On Fri, 2013-02-22 at 07:26 +0000, Jim Klo wrote:
> 
> Sent from my iPhone
> 
> On Feb 21, 2013, at 11:11 PM, "Elisiano Petrini" <[email protected]> wrote:
> 
> > Hi Kim,
> >    I don't think using this kind of documents' ids is a viable
> > solution: what if there is more that one message in response to another
> > (ie:several people answering to the same message)?
> > 
> 
> Nope. Works fine. It only has issues with deep trees as the id gets quite 
> large. I'm not sure how big an ID can actually be, but consider if you could 
> use utf-8 chars to pack the ID, it's pretty big, and it should still sort. 
> 
> I started with this:
> 
> >> 1 : orig message
> >> 1-2 : reply to 1
> >> 1-2-5 : reply to 2
> >> 1-3 : reply to 1
> >> 1-3-4 : reply to 
> 
> 
> But if later more replies come in:
> 
> 1-2-6 : another reply to 2
> 1-3-7 : another reply to 4
> 
> CouchDB will sort those:
> 
> >> 1 : orig message
> >> 1-2 : reply to 1
> >> 1-2-5 : reply to 2
> 1-2-6 : another reply to 2
> >> 1-3 : reply to 1
> >> 1-3-4 : reply to 3
> 1-3-7 : another reply to 4
> 
> And that would be without any view!
> 
> - Jim
> 
> > On Fri, 2013-02-22 at 07:00 +0000, Jim Klo wrote:
> >> In theory you mention infinite depth, but is that realistic?
> >> 
> >> A simple way is to make ID's a composite serial and chain them together. 
> >> 
> >> 1 : orig message
> >> 1-2 : reply to 1
> >> 1-2-5 : reply to 2
> >> 1-3 : reply to 1
> >> 1-3-4 : reply to 
> >> 
> >> The keys will then sort in order, such that can build the tree DFS and use 
> >> range queries to get just segments. 
> >> 
> >> You can obviously do some creative things in compression - using different 
> >> number bases to handle deep trees. 
> >> 
> >> 
> >> 
> >> On Feb 21, 2013, at 10:10 PM, "Michael Heuberger" 

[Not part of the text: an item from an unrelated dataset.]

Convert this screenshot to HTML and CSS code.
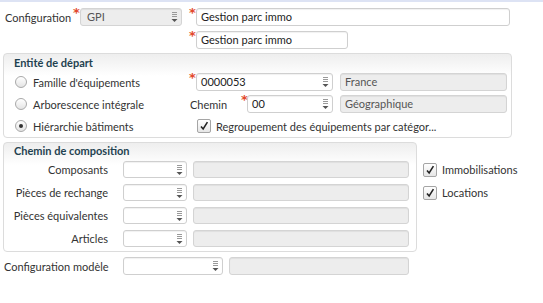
FILE: index.html
```html
<!DOCTYPE html>
<html lang="fr">
<head>
    <meta charset="UTF-8">
    <title>Configuration GPI</title>
    <link rel="stylesheet" href="styles.css">
</head>
<body>
    <div class="page">
        <div class="row row-top">
            <span class="lbl-config">Configuration</span>
            <span class="star">*</span>
            <div class="field grey select w-gpi">GPI
                <svg class="sel" viewBox="0 0 7 12"><path d="M1 1.5h5M1 3.5h5M1 5.5h5" stroke="#9a9a9a" stroke-width="1"/><path d="M0.5 8h6l-3 3z" fill="#555"/></svg>
            </div>
            <span class="star star-gap">*</span>
            <div class="field w-long">Gestion parc immo</div>
        </div>
        <div class="row row-second">
            <span class="star">*</span>
            <div class="field w-short">Gestion parc immo</div>
        </div>

        <div class="box box-entite">
            <div class="box-title">Entité de départ</div>
            <div class="erow">
                <div class="left"><span class="radio"></span>Famille d'équipements</div>
                <span class="star star-cell">*</span>
                <div class="field select w-code">0000053
                    <svg class="sel" viewBox="0 0 7 12"><path d="M1 1.5h5M1 3.5h5M1 5.5h5" stroke="#9a9a9a" stroke-width="1"/><path d="M0.5 8h6l-3 3z" fill="#555"/></svg>
                </div>
                <div class="field grey w-desc">France</div>
            </div>
            <div class="erow">
                <div class="left"><span class="radio"></span>Arborescence intégrale</div>
                <span class="lbl-chemin">Chemin</span>
                <span class="star star-small">*</span>
                <div class="field select w-chemin">00
                    <svg class="sel" viewBox="0 0 7 12"><path d="M1 1.5h5M1 3.5h5M1 5.5h5" stroke="#9a9a9a" stroke-width="1"/><path d="M0.5 8h6l-3 3z" fill="#555"/></svg>
                </div>
                <div class="field grey w-desc">Géographique</div>
            </div>
            <div class="erow">
                <div class="left"><span class="radio checked"></span>Hiérarchie bâtiments</div>
                <span class="check regroup">
                    <svg viewBox="0 0 14 14"><path d="M3.5 7.5l2.5 3 5-8" fill="none" stroke="#222" stroke-width="1.8"/></svg>
                </span>
                <span class="nowrap">Regroupement des équipements par catégor...</span>
            </div>
        </div>

        <div class="compo">
            <div class="box box-chemin">
                <div class="box-title">Chemin de composition</div>
                <div class="crow">
                    <span class="clabel">Composants</span>
                    <div class="field select w-small"><svg class="sel" viewBox="0 0 7 12"><path d="M1 1.5h5M1 3.5h5M1 5.5h5" stroke="#9a9a9a" stroke-width="1"/><path d="M0.5 8h6l-3 3z" fill="#555"/></svg></div>
                    <div class="field grey w-wide"></div>
                </div>
                <div class="crow">
                    <span class="clabel">Pièces de rechange</span>
                    <div class="field select w-small"><svg class="sel" viewBox="0 0 7 12"><path d="M1 1.5h5M1 3.5h5M1 5.5h5" stroke="#9a9a9a" stroke-width="1"/><path d="M0.5 8h6l-3 3z" fill="#555"/></svg></div>
                    <div class="field grey w-wide"></div>
                </div>
                <div class="crow">
                    <span class="clabel">Pièces équivalentes</span>
                    <div class="field select w-small"><svg class="sel" viewBox="0 0 7 12"><path d="M1 1.5h5M1 3.5h5M1 5.5h5" stroke="#9a9a9a" stroke-width="1"/><path d="M0.5 8h6l-3 3z" fill="#555"/></svg></div>
                    <div class="field grey w-wide"></div>
                </div>
                <div class="crow">
                    <span class="clabel">Articles</span>
                    <div class="field select w-small"><svg class="sel" viewBox="0 0 7 12"><path d="M1 1.5h5M1 3.5h5M1 5.5h5" stroke="#9a9a9a" stroke-width="1"/><path d="M0.5 8h6l-3 3z" fill="#555"/></svg></div>
                    <div class="field grey w-wide"></div>
                </div>
            </div>
            <div class="side">
                <div class="srow">
                    <span class="check"><svg viewBox="0 0 14 14"><path d="M3.5 7.5l2.5 3 5-8" fill="none" stroke="#222" stroke-width="1.8"/></svg></span>
                    Immobilisations
                </div>
                <div class="srow">
                    <span class="check"><svg viewBox="0 0 14 14"><path d="M3.5 7.5l2.5 3 5-8" fill="none" stroke="#222" stroke-width="1.8"/></svg></span>
                    Locations
                </div>
            </div>
        </div>

        <div class="row row-modele">
            <span class="clabel">Configuration modèle</span>
            <div class="field select w-modele"><svg class="sel" viewBox="0 0 7 12"><path d="M1 1.5h5M1 3.5h5M1 5.5h5" stroke="#9a9a9a" stroke-width="1"/><path d="M0.5 8h6l-3 3z" fill="#555"/></svg></div>
            <div class="field grey w-modele-desc"></div>
        </div>
    </div>
</body>
</html>
```

FILE: styles.css
```css
body {
    margin: 0;
    font-family: 'Lato', 'Open Sans', sans-serif;
    font-size: 11px;
    color: #333;
    background-color: #fff;
    border-top: 2px solid #dde3f4;
}
.page {
    padding-top: 6px;
}
.nowrap {
    white-space: nowrap;
}
.row {
    display: flex;
    align-items: center;
    height: 18px;
}
.row > *, .erow > *, .crow > * {
    flex-shrink: 0;
}
.row-top {
    padding-left: 5px;
}
.lbl-config {
    width: 68px;
}
.star {
    box-sizing: border-box;
    color: #e2492c;
    font-family: 'DejaVu Sans', sans-serif;
    font-size: 13px;
    font-weight: bold;
    width: 7px;
    align-self: flex-start;
    line-height: 12px;
    margin-top: -1px;
}
.star-gap {
    margin-left: 7px;
}
.row-second {
    margin-top: 5px;
    padding-left: 189px;
}
.field {
    position: relative;
    box-sizing: border-box;
    height: 18px;
    line-height: 16px;
    padding: 0 4px;
    border: 1px solid #cfcfcf;
    border-radius: 3px;
    background-color: #fff;
    color: #222;
    box-shadow: inset 0 1px 1px rgba(0, 0, 0, 0.06);
    white-space: nowrap;
    overflow: hidden;
}
.field.grey {
    background-color: #ededed;
    border-color: #d4d4d4;
    color: #555;
}
.sel {
    position: absolute;
    right: 3px;
    top: 2px;
    width: 7px;
    height: 12px;
}
.w-gpi { width: 102px; padding-left: 6px; }
.w-long { width: 314px; }
.w-short { width: 152px; }
.box {
    box-sizing: border-box;
    margin-left: 3px;
    border: 1px solid #dcdcdc;
    border-radius: 4px;
    background: linear-gradient(#eeeeee, #ffffff 22px);
}
.box-title {
    height: 17px;
    line-height: 17px;
    padding-left: 10px;
    font-weight: bold;
    color: #1f4250;
}
.box-entite {
    margin-top: 4px;
    width: 509px;
}
.erow {
    display: flex;
    align-items: center;
    height: 22px;
}
.left {
    display: flex;
    align-items: center;
    width: 171px;
    padding-left: 11px;
}
.radio {
    box-sizing: border-box;
    width: 12px;
    height: 12px;
    margin-right: 6px;
    border: 1px solid #a9a9a9;
    border-radius: 50%;
    background: linear-gradient(#ffffff, #e4e4e4);
    display: flex;
    align-items: center;
    justify-content: center;
}
.radio.checked::after {
    content: "";
    width: 4px;
    height: 4px;
    border-radius: 50%;
    background-color: #333;
}
.star-cell {
    width: 10px;
    padding-left: 3px;
    margin-top: 1px;
}
.star-small {
    width: 5px;
    margin-left: -1px;
    margin-top: 1px;
}
.w-code { width: 137px; }
.w-desc { width: 167px; margin-left: 7px; }
.lbl-chemin {
    box-sizing: border-box;
    width: 56px;
    padding-left: 4px;
}
.w-chemin { width: 86px; margin-left: 1px; }
.check {
    box-sizing: border-box;
    width: 14px;
    height: 14px;
    margin-right: 5px;
    border: 1px solid #a5a5a5;
    border-radius: 2px;
    background: linear-gradient(#ffffff, #e6e6e6);
    display: inline-flex;
}
.check svg {
    width: 12px;
    height: 12px;
}
.regroup {
    margin-left: 11px;
    margin-top: -1px;
}
.compo {
    display: flex;
    margin-top: 4px;
}
.box-chemin {
    width: 414px;
    padding-bottom: 1px;
}
.box-chemin .box-title {
    height: 15px;
    line-height: 15px;
}
.crow {
    display: flex;
    align-items: center;
    height: 23px;
}
.clabel {
    width: 104px;
    text-align: right;
    margin-right: 15px;
    white-space: nowrap;
}
.w-small { width: 64px; height: 17px; }
.w-wide { width: 216px; margin-left: 6px; height: 17px; }
.side {
    margin-left: 6px;
    padding-top: 16px;
}
.srow {
    display: flex;
    align-items: center;
    height: 23px;
}
.row-modele {
    margin-top: 5px;
    padding-left: 4px;
}
.w-modele { width: 100px; }
.w-modele-desc { width: 180px; margin-left: 6px; }
```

> >> <[email protected]> wrote:
> >> 
> >>> andrey, svilen, many thanks again.
> >>> 
> >>> agreed, storing immediate children in a document is a bad idea. i think i 
> >>> go for storing only an immediate parent id to get an infinite tree depth.
> >>> 
> >>> thanks for your inspirations guys
> >>> 
> >>> cheers
> >>> michael
> >>> 
> >>> On 22/02/13 18:49, Andrey Kuprianov wrote:
> >>>> PS - storing only an immediate parent id would be the solution for an
> >>>> infinite tree depth.
> >>>> 
> >>>> 
> >>>> On Fri, Feb 22, 2013 at 1:48 PM, Andrey Kuprianov <
> >>>> [email protected]> wrote:
> >>>> 
> >>>>> Storing immediate children in a parent is a bad idea in a sense that you
> >>>>> will never be able to traverse your tree back to the root, given a child
> >>>>> node.
> >>>>> 
> >>>>> Storing all in one doc - you will run out of space before you know it.

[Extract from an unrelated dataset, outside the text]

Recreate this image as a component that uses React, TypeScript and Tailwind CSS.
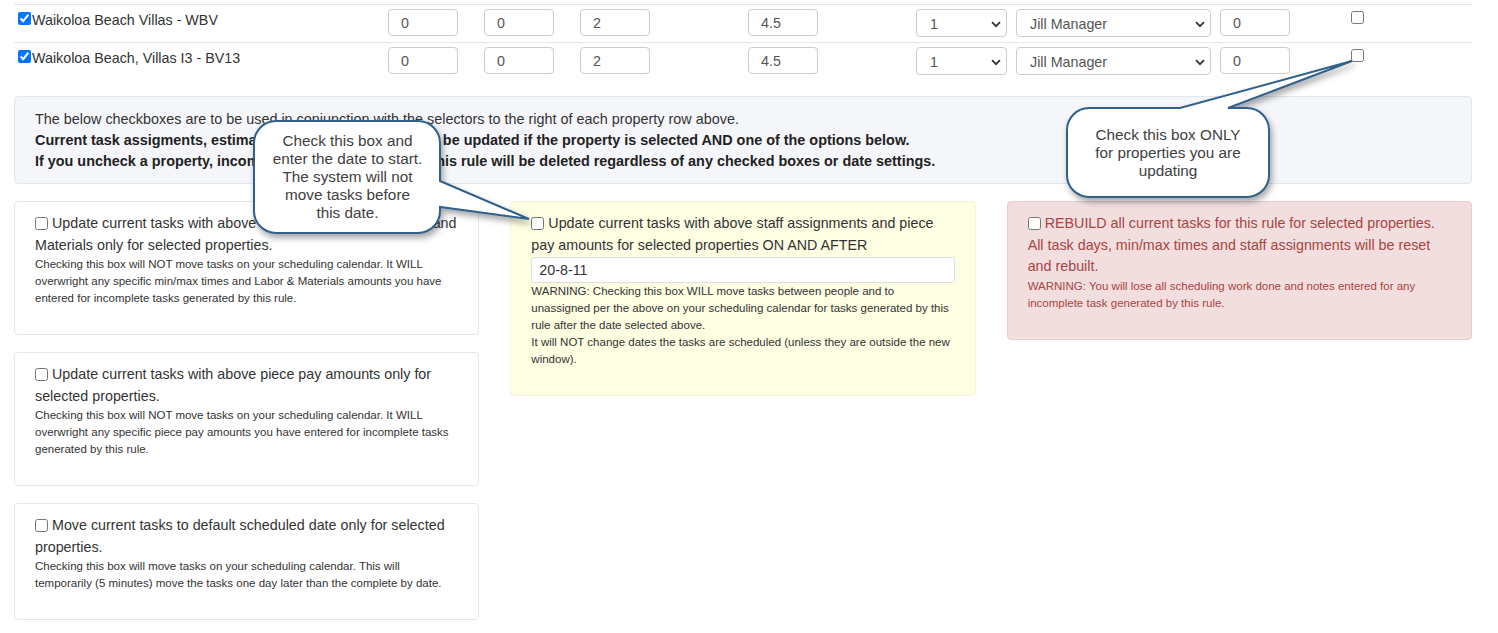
import React from "react";

function TextInput({ value }: { value: string }) {
  return (
    <input
      readOnly
      value={value}
      className="block w-[70px] h-[27px] border border-[#cccccc] rounded-[4px] pl-[12px] text-[14.3px] text-[#555] bg-white outline-none"
    />
  );
}

function Select({ value, width }: { value: string; width: string }) {
  return (
    <div className={`relative h-[28px] ${width}`}>
      <select
        defaultValue={value}
        className="block w-full h-[28px] appearance-none border border-[#cccccc] rounded-[4px] pl-[13px] pt-[3px] text-[14.3px] text-[#555] bg-white outline-none"
      >
        <option value={value}>{value}</option>
      </select>
      <svg
        className="absolute right-[6px] top-[12px] pointer-events-none"
        width="10"
        height="7"
        viewBox="0 0 10 7"
      >
        <path d="M1 1.2 L5 5.2 L9 1.2" fill="none" stroke="#333" strokeWidth="1.8" />
      </svg>
    </div>
  );
}

function PropertyRow({ name }: { name: string }) {
  return (
    <div className="flex h-[38px] border-t border-[#e6e6e6] pt-[4px]">
      <div className="w-[374px] pt-[1px] leading-[21px] text-[14.3px] text-[#333]">
        <label className="whitespace-nowrap">
          <input type="checkbox" defaultChecked className="m-0 ml-[4px] mr-[1px] align-baseline" />
          {name}
        </label>
      </div>
      <div className="w-[96px]">
        <TextInput value="0" />
      </div>
      <div className="w-[96px]">
        <TextInput value="0" />
      </div>
      <div className="w-[168px]">
        <TextInput value="2" />
      </div>
      <div className="w-[168px]">
        <TextInput value="4.5" />
      </div>
      <div className="w-[100px]">
        <Select value="1" width="w-[91px]" />
      </div>
      <div className="w-[204px]">
        <Select value="Jill Manager" width="w-[195px]" />
      </div>
      <div className="w-[131px]">
        <TextInput value="0" />
      </div>
      <div className="pt-[2px]">
        <input type="checkbox" className="block m-0" />
      </div>
    </div>
  );
}

function Card({
  tone,
  label,
  small,
  extra,
}: {
  tone: "plain" | "yellow" | "red";
  label: string[];
  small: string[];
  extra?: React.ReactNode;
}) {
  const toneCls =
    tone === "plain"
      ? "bg-white border-[#e3e6ea] text-[#333]"
      : tone === "yellow"
      ? "bg-[#fefee3] border-[#f6f4d8] text-[#333]"
      : "bg-[#f2dede] border-[#ebccd1] text-[#a94442]";
  return (
    <div className={`border rounded-[4px] px-[20px] pt-[11px] pb-[27px] ${toneCls}`}>
      <div className="text-[14.3px] leading-[21.5px]">
        {label.map((l, i) => (
          <div key={i} className="whitespace-nowrap">
            {i === 0 && <input type="checkbox" className="m-0 mr-[4px] align-[-2px]" />}
            {l}
          </div>
        ))}
      </div>
      {extra}
      <div className="text-[11.5px] leading-[17px]">
        {small.map((l, i) => (
          <div key={i} className="whitespace-nowrap">
            {l}
          </div>
        ))}
      </div>
    </div>
  );
}

export default function App() {
  return (
    <div className="relative w-[1498px] h-[633px] overflow-hidden bg-white font-['Liberation_Sans',Arial,sans-serif] text-[#333]">
      <div className="ml-[14px] w-[1458px] pt-[4px]">
        <PropertyRow name="Waikoloa Beach Villas - WBV" />
        <PropertyRow name="Waikoloa Beach, Villas I3 - BV13" />

        <div className="mt-[16px] border border-[#e3e6ed] rounded-[4px] bg-[#f5f6fa] px-[20px] pt-[12px] pb-[11px] text-[14.4px] leading-[21px] text-[#333]">
          <div>
            The below checkboxes are to be used in conjunction with the selectors to the right of each property row above.
          </div>
          <div className="font-bold text-[#222]">
            Current task assigments, estimated times and pay will only be updated if the property is selected AND one of the options below.
          </div>
          <div className="font-bold text-[#222]">
            If you uncheck a property, incomplete tasks generated by this rule will be deleted regardless of any checked boxes or date settings.
          </div>
        </div>

        <div className="mt-[17px] grid grid-cols-3 gap-x-[31px] items-start">
          <div className="flex flex-col gap-[17px]">
            <Card
              tone="plain"
              label={[
                "Update current tasks with above estimated times and Labor and",
                "Materials only for selected properties.",
              ]}
              small={[
                "Checking this box will NOT move tasks on your scheduling calendar. It WILL",
                "overwright any specific min/max times and Labor & Materials amounts you have",
                "entered for incomplete tasks generated by this rule.",
              ]}
            />
            <Card
              tone="plain"
              label={[
                "Update current tasks with above piece pay amounts only for",
                "selected properties.",
              ]}
              small={[
                "Checking this box will NOT move tasks on your scheduling calendar. It WILL",
                "overwright any specific piece pay amounts you have entered for incomplete tasks",
                "generated by this rule.",
              ]}
            />
            <Card
              tone="plain"
              label={[
                "Move current tasks to default scheduled date only for selected",
                "properties.",
              ]}
              small={[
                "Checking this box will move tasks on your scheduling calendar. This will",
                "temporarily (5 minutes) move the tasks one day later than the complete by date.",
              ]}
            />
          </div>
          <Card
            tone="yellow"
            label={[
              "Update current tasks with above staff assignments and piece",
              "pay amounts for selected properties ON AND AFTER",
            ]}
            extra={
              <input
                readOnly
                value="20-8-11"
                className="block w-full h-[26px] mt-[1px] border border-[#dddddd] rounded-[3px] pl-[7px] text-[14.3px] text-[#333] bg-white outline-none"
              />
            }
            small={[
              "WARNING: Checking this box WILL move tasks between people and to",
              "unassigned per the above on your scheduling calendar for tasks generated by this",
              "rule after the date selected above.",
              "It will NOT change dates the tasks are scheduled (unless they are outside the new",
              "window).",
            ]}
          />
          <Card
            tone="red"
            label={[
              "REBUILD all current tasks for this rule for selected properties.",
              "All task days, min/max times and staff assignments will be reset",
              "and rebuilt.",
            ]}
            small={[
              "WARNING: You will lose all scheduling work done and notes entered for any",
              "incomplete task generated by this rule.",
            ]}
          />
        </div>
      </div>

      {/* Callout overlays */}
      <svg
        className="absolute left-0 top-0 pointer-events-none"
        width="1498"
        height="633"
        viewBox="0 0 1498 633"
      >
        <defs>
          <filter id="callout-shadow" x="-20%" y="-30%" width="140%" height="170%">
            <feDropShadow dx="2" dy="4" stdDeviation="3" floodColor="#000" floodOpacity="0.35" />
          </filter>
        </defs>
        <path
          d="M276 121 H418 A22 22 0 0 1 440 143 V181 L529 219 L440 207 V211 A22 22 0 0 1 418 233 H276 A22 22 0 0 1 254 211 V143 A22 22 0 0 1 276 121 Z"
          fill="#ffffff"
          stroke="#30608b"
          strokeWidth="2"
          strokeLinejoin="miter"
          filter="url(#callout-shadow)"
        />
        <path
          d="M1089 108 H1180 L1352 61 L1228 108 H1247 A22 22 0 0 1 1269 130 V175 A22 22 0 0 1 1247 197 H1089 A22 22 0 0 1 1067 175 V130 A22 22 0 0 1 1089 108 Z"
          fill="#ffffff"
          stroke="#30608b"
          strokeWidth="2"
          strokeLinejoin="miter"
          filter="url(#callout-shadow)"
        />
      </svg>
      <div className="absolute left-[255px] top-[132px] w-[185px] text-center text-[15.3px] leading-[18px] text-[#404040]">
        <div>Check this box and</div>
        <div>enter the date to start.</div>
        <div>The system will not</div>
        <div>move tasks before</div>
        <div>this date.</div>
      </div>
      <div className="absolute left-[1067px] top-[126px] w-[202px] text-center text-[15.3px] leading-[18px] text-[#404040]">
        <div>Check this box ONLY</div>
        <div>for properties you are</div>
        <div>updating</div>
      </div>
    </div>
  );
}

> >>>>> Documents have a finite length and the larger the document, the slower 
> >>>>> it
> >>>>> will get to serialize and unserialize it.
> >>>>> 
> >>>>> Storing just an immediate parent in children might result in a costly
> >>>>> multiple read operations, if you want to get root of the tree given an
> >>>>> arbitrary child.
> >>>>> 
> >>>>> Therefore the only feasible solution is to store references to the 
> >>>>> parent
> >>>>> chain - i.e. ancestors - starting from an immediate parent and ending 
> >>>>> with
> >>>>> a tree root.
> >>>>> 
> >>>>> 
> >>>>> Here's a simple calculation for ancestors approach:
> >>>>> 
> >>>>> Suppose the maximum document size is 1MB. A uuid is 32 characters in
> >>>>> length + taking into account commas and brackets, then the depth of your
> >>>>> tree (I am not taking content into account) could be roughly:
> >>>>> 
> >>>>> ((32 + 1)*n  + 2 - 1) = 1024 * 1024  ==> n = 31775 levels
> >>>>> 
> >>>>> However, max document size is configurable from the settings (as of
> >>>>> CouchDB 1.2) and could easily be up to 4GB, giving you over 130mil of
> >>>>> levels. Should be enough... :)
> >>>>> 
> >>>>> 
> >>>>> 
> >>>>> On Fri, Feb 22, 2013 at 1:14 PM, Michael Heuberger <
> >>>>> [email protected]> wrote:
> >>>>> 
> >>>>>> thanks andrey and svil
> >>>>>> 
> >>>>>> depth is infinite. in theory a message can have million replies forth 
> >>>>>> and
> >>>>>> back. similar like a very long email thread.
> >>>>>> 
> >>>>>> i think storing ancestors ą la andrey would be too much hassle but 
> >>>>>> works
> >>>>>> well for few levels.
> >>>>>> 
> >>>>>> svil, what did you mean with dicts and with keeping all children in one
> >>>>>> doc? can you tell me more?
> >>>>>> 
> >>>>>> thanks,
> >>>>>> michael
> >>>>>> 
> >>>>>> 
> >>>>>> On 22/02/13 17:27, svilen wrote:
> >>>>>> 
> >>>>>>> my rough guess:
> >>>>>>> 
> >>>>>>> if it's finite depth, then all in one doc:
> >>>>>>> - list of (item or (list of ...))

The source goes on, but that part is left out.